◆ Source material:
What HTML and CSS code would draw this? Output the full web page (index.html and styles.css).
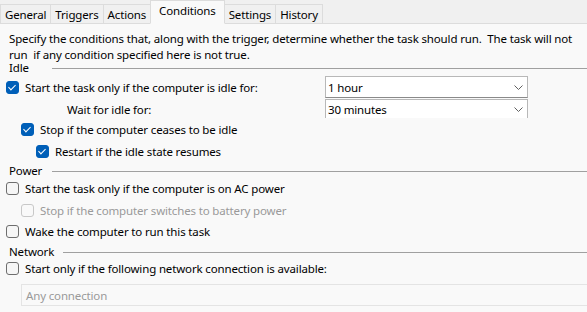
FILE: index.html
```html
<!DOCTYPE html>
<html lang="en">
<head>
    <meta charset="UTF-8">
    <title>Conditions</title>
    <link rel="stylesheet" href="styles.css">
</head>
<body>
    <div class="tabs">
        <div class="tab">General</div>
        <div class="tab">Triggers</div>
        <div class="tab">Actions</div>
        <div class="tab active">Conditions</div>
        <div class="tab">Settings</div>
        <div class="tab">History</div>
        <div class="tab-fill"></div>
    </div>
    <div class="panel">
        <p class="desc">Specify the conditions that, along with the trigger, determine whether the task should run.&nbsp; The task will not<br>run&nbsp; if any condition specified here is not true.</p>

        <div class="group-title idle"><span>Idle</span><div class="rule"></div></div>
        <div class="row field first">
            <label class="check"><span class="box checked"></span>Start the task only if the computer is idle for:</label>
            <div class="select">1 hour<svg width="9" height="5" viewBox="0 0 9 5"><polyline points="0.5,0.5 4.5,4.5 8.5,0.5" fill="none" stroke="#606060" stroke-width="1"/></svg></div>
        </div>
        <div class="row field second">
            <span class="sub-label">Wait for idle for:</span>
            <div class="select clipped">30 minutes<svg width="9" height="5" viewBox="0 0 9 5"><polyline points="0.5,0.5 4.5,4.5 8.5,0.5" fill="none" stroke="#606060" stroke-width="1"/></svg></div>
        </div>
        <div class="row level1 stop-idle">
            <label class="check"><span class="box checked"></span>Stop if the computer ceases to be idle</label>
        </div>
        <div class="row level2 restart">
            <label class="check"><span class="box checked"></span>Restart if the idle state resumes</label>
        </div>

        <div class="group-title power"><span>Power</span><div class="rule"></div></div>
        <div class="row ac">
            <label class="check"><span class="box"></span>Start the task only if the computer is on AC power</label>
        </div>
        <div class="row level1 battery">
            <label class="check disabled"><span class="box"></span>Stop if the computer switches to battery power</label>
        </div>
        <div class="row wake">
            <label class="check"><span class="box"></span>Wake the computer to run this task</label>
        </div>

        <div class="group-title network"><span>Network</span><div class="rule"></div></div>
        <div class="row net">
            <label class="check"><span class="box"></span>Start only if the following network connection is available:</label>
        </div>
        <div class="select wide disabled">Any connection<svg width="9" height="5" viewBox="0 0 9 5"><polyline points="0.5,0.5 4.5,4.5 8.5,0.5" fill="none" stroke="#b0b0b0" stroke-width="1"/></svg></div>
    </div>
</body>
</html>
```

FILE: styles.css
```css
body {
    margin: 0;
    font-family: "Noto Sans", "Open Sans", sans-serif;
    font-size: 11.5px;
    letter-spacing: -0.15px;
    color: #000000;
    background-color: #f9f9f9;
    overflow: hidden;
}

.tabs {
    display: flex;
    align-items: flex-end;
    height: 24px;
    background-color: #f0f0f0;
}

.tab {
    height: 20px;
    line-height: 19px;
    padding: 0 4px;
    border: 1px solid #dcdcdc;
    margin-right: -1px;
    background-color: #f0f0f0;
    box-sizing: border-box;
    white-space: nowrap;
}

.tab.active {
    height: 24px;
    line-height: 20px;
    padding: 0 8px;
    background-color: #f9f9f9;
    border-bottom-color: #f9f9f9;
    position: relative;
    z-index: 1;
}

.tab-fill {
    flex: 1;
    height: 1px;
    background-color: #dcdcdc;
}

.panel {
    padding-left: 6px;
}

.desc {
    margin: 7px 0 0 3px;
    line-height: 16px;
    white-space: nowrap;
}

.group-title {
    display: flex;
    align-items: center;
    height: 10px;
    line-height: 10px;
    padding-left: 3px;
}

.group-title span {
    min-width: 34px;
    margin-right: 9px;
}

.group-title .rule {
    flex: 1;
    height: 1px;
    background-color: #a0a0a0;
}

.row {
    display: flex;
    align-items: center;
    height: 18px;
}

.row.field {
    display: grid;
    grid-template-columns: 319px 203px;
    height: 22px;
}

.row.first { margin-top: 3px; }
.row.second { margin-top: 1px; height: 21px; align-items: start; }
.row.stop-idle { margin-top: 0; }
.row.restart { margin-top: 4px; }
.group-title.power { margin-top: 6px; }
.row.ac { margin-top: 3px; }
.row.battery { margin-top: 4px; }
.row.wake { margin-top: 3px; }
.group-title.network { margin-top: 7px; }
.row.net { margin-top: 2px; }

.level1 { padding-left: 15px; }
.level2 { padding-left: 30px; }

.sub-label {
    padding-left: 61px;
}

.row.second .sub-label {
    line-height: 21px;
}

.check {
    display: flex;
    align-items: center;
    white-space: nowrap;
}

.box {
    width: 13px;
    height: 13px;
    box-sizing: border-box;
    border: 1px solid #6e6e6e;
    border-radius: 3px;
    background-color: #f6f6f6;
    margin-right: 6px;
    position: relative;
}

.box.checked {
    background-color: #005fb8;
    border-color: #005fb8;
}

.box.checked::after {
    content: "";
    position: absolute;
    left: 3px;
    top: 1px;
    width: 3px;
    height: 6px;
    border: solid #ffffff;
    border-width: 0 1px 1px 0;
    transform: rotate(45deg);
}

.check.disabled {
    color: #9a9a9a;
}

.check.disabled .box {
    border-color: #c8c8c8;
    background-color: #f9f9f9;
}

.select {
    display: flex;
    align-items: center;
    justify-content: space-between;
    height: 22px;
    box-sizing: border-box;
    padding: 0 4px 0 2px;
    background-color: #ffffff;
    border: 1px solid #b8b8b8;
    border-bottom-color: #8a8a8a;
}

.select.clipped {
    height: 19px;
    border-bottom: none;
}

.select.wide {
    margin: 7px 0 0 15px;
    width: 580px;
    padding-left: 4px;
}

.select.disabled {
    background-color: #f9f9f9;
    border-color: #e4e4e4;
    color: #9a9a9a;
}
```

◆ Given instruction: Reproduce the full material exactly, excluding the pictures.

◆ Reply to the task:
What HTML and CSS code would draw this? Output the full web page (index.html and styles.css).
FILE: index.html
```html
<!DOCTYPE html>
<html lang="en">
<head>
    <meta charset="UTF-8">
    <title>Conditions</title>
    <link rel="stylesheet" href="styles.css">
</head>
<body>
    <div class="tabs">
        <div class="tab">General</div>
        <div class="tab">Triggers</div>
        <div class="tab">Actions</div>
        <div class="tab active">Conditions</div>
        <div class="tab">Settings</div>
        <div class="tab">History</div>
        <div class="tab-fill"></div>
    </div>
    <div class="panel">
        <p class="desc">Specify the conditions that, along with the trigger, determine whether the task should run.&nbsp; The task will not<br>run&nbsp; if any condition specified here is not true.</p>

        <div class="group-title idle"><span>Idle</span><div class="rule"></div></div>
        <div class="row field first">
            <label class="check"><span class="box checked"></span>Start the task only if the computer is idle for:</label>
            <div class="select">1 hour<svg width="9" height="5" viewBox="0 0 9 5"><polyline points="0.5,0.5 4.5,4.5 8.5,0.5" fill="none" stroke="#606060" stroke-width="1"/></svg></div>
        </div>
        <div class="row field second">
            <span class="sub-label">Wait for idle for:</span>
            <div class="select clipped">30 minutes<svg width="9" height="5" viewBox="0 0 9 5"><polyline points="0.5,0.5 4.5,4.5 8.5,0.5" fill="none" stroke="#606060" stroke-width="1"/></svg></div>
        </div>
        <div class="row level1 stop-idle">
            <label class="check"><span class="box checked"></span>Stop if the computer ceases to be idle</label>
        </div>
        <div class="row level2 restart">
            <label class="check"><span class="box checked"></span>Restart if the idle state resumes</label>
        </div>

        <div class="group-title power"><span>Power</span><div class="rule"></div></div>
        <div class="row ac">
            <label class="check"><span class="box"></span>Start the task only if the computer is on AC power</label>
        </div>
        <div class="row level1 battery">
            <label class="check disabled"><span class="box"></span>Stop if the computer switches to battery power</label>
        </div>
        <div class="row wake">
            <label class="check"><span class="box"></span>Wake the computer to run this task</label>
        </div>

        <div class="group-title network"><span>Network</span><div class="rule"></div></div>
        <div class="row net">
            <label class="check"><span class="box"></span>Start only if the following network connection is available:</label>
        </div>
        <div class="select wide disabled">Any connection<svg width="9" height="5" viewBox="0 0 9 5"><polyline points="0.5,0.5 4.5,4.5 8.5,0.5" fill="none" stroke="#b0b0b0" stroke-width="1"/></svg></div>
    </div>
</body>
</html>
```

FILE: styles.css
```css
body {
    margin: 0;
    font-family: "Noto Sans", "Open Sans", sans-serif;
    font-size: 11.5px;
    letter-spacing: -0.15px;
    color: #000000;
    background-color: #f9f9f9;
    overflow: hidden;
}

.tabs {
    display: flex;
    align-items: flex-end;
    height: 24px;
    background-color: #f0f0f0;
}

.tab {
    height: 20px;
    line-height: 19px;
    padding: 0 4px;
    border: 1px solid #dcdcdc;
    margin-right: -1px;
    background-color: #f0f0f0;
    box-sizing: border-box;
    white-space: nowrap;
}

.tab.active {
    height: 24px;
    line-height: 20px;
    padding: 0 8px;
    background-color: #f9f9f9;
    border-bottom-color: #f9f9f9;
    position: relative;
    z-index: 1;
}

.tab-fill {
    flex: 1;
    height: 1px;
    background-color: #dcdcdc;
}

.panel {
    padding-left: 6px;
}

.desc {
    margin: 7px 0 0 3px;
    line-height: 16px;
    white-space: nowrap;
}

.group-title {
    display: flex;
    align-items: center;
    height: 10px;
    line-height: 10px;
    padding-left: 3px;
}

.group-title span {
    min-width: 34px;
    margin-right: 9px;
}

.group-title .rule {
    flex: 1;
    height: 1px;
    background-color: #a0a0a0;
}

.row {
    display: flex;
    align-items: center;
    height: 18px;
}

.row.field {
    display: grid;
    grid-template-columns: 319px 203px;
    height: 22px;
}

.row.first { margin-top: 3px; }
.row.second { margin-top: 1px; height: 21px; align-items: start; }
.row.stop-idle { margin-top: 0; }
.row.restart { margin-top: 4px; }
.group-title.power { margin-top: 6px; }
.row.ac { margin-top: 3px; }
.row.battery { margin-top: 4px; }
.row.wake { margin-top: 3px; }
.group-title.network { margin-top: 7px; }
.row.net { margin-top: 2px; }

.level1 { padding-left: 15px; }
.level2 { padding-left: 30px; }

.sub-label {
    padding-left: 61px;
}

.row.second .sub-label {
    line-height: 21px;
}

.check {
    display: flex;
    align-items: center;
    white-space: nowrap;
}

.box {
    width: 13px;
    height: 13px;
    box-sizing: border-box;
    border: 1px solid #6e6e6e;
    border-radius: 3px;
    background-color: #f6f6f6;
    margin-right: 6px;
    position: relative;
}

.box.checked {
    background-color: #005fb8;
    border-color: #005fb8;
}

.box.checked::after {
    content: "";
    position: absolute;
    left: 3px;
    top: 1px;
    width: 3px;
    height: 6px;
    border: solid #ffffff;
    border-width: 0 1px 1px 0;
    transform: rotate(45deg);
}

.check.disabled {
    color: #9a9a9a;
}

.check.disabled .box {
    border-color: #c8c8c8;
    background-color: #f9f9f9;
}

.select {
    display: flex;
    align-items: center;
    justify-content: space-between;
    height: 22px;
    box-sizing: border-box;
    padding: 0 4px 0 2px;
    background-color: #ffffff;
    border: 1px solid #b8b8b8;
    border-bottom-color: #8a8a8a;
}

.select.clipped {
    height: 19px;
    border-bottom: none;
}

.select.wide {
    margin: 7px 0 0 15px;
    width: 580px;
    padding-left: 4px;
}

.select.disabled {
    background-color: #f9f9f9;
    border-color: #e4e4e4;
    color: #9a9a9a;
}
```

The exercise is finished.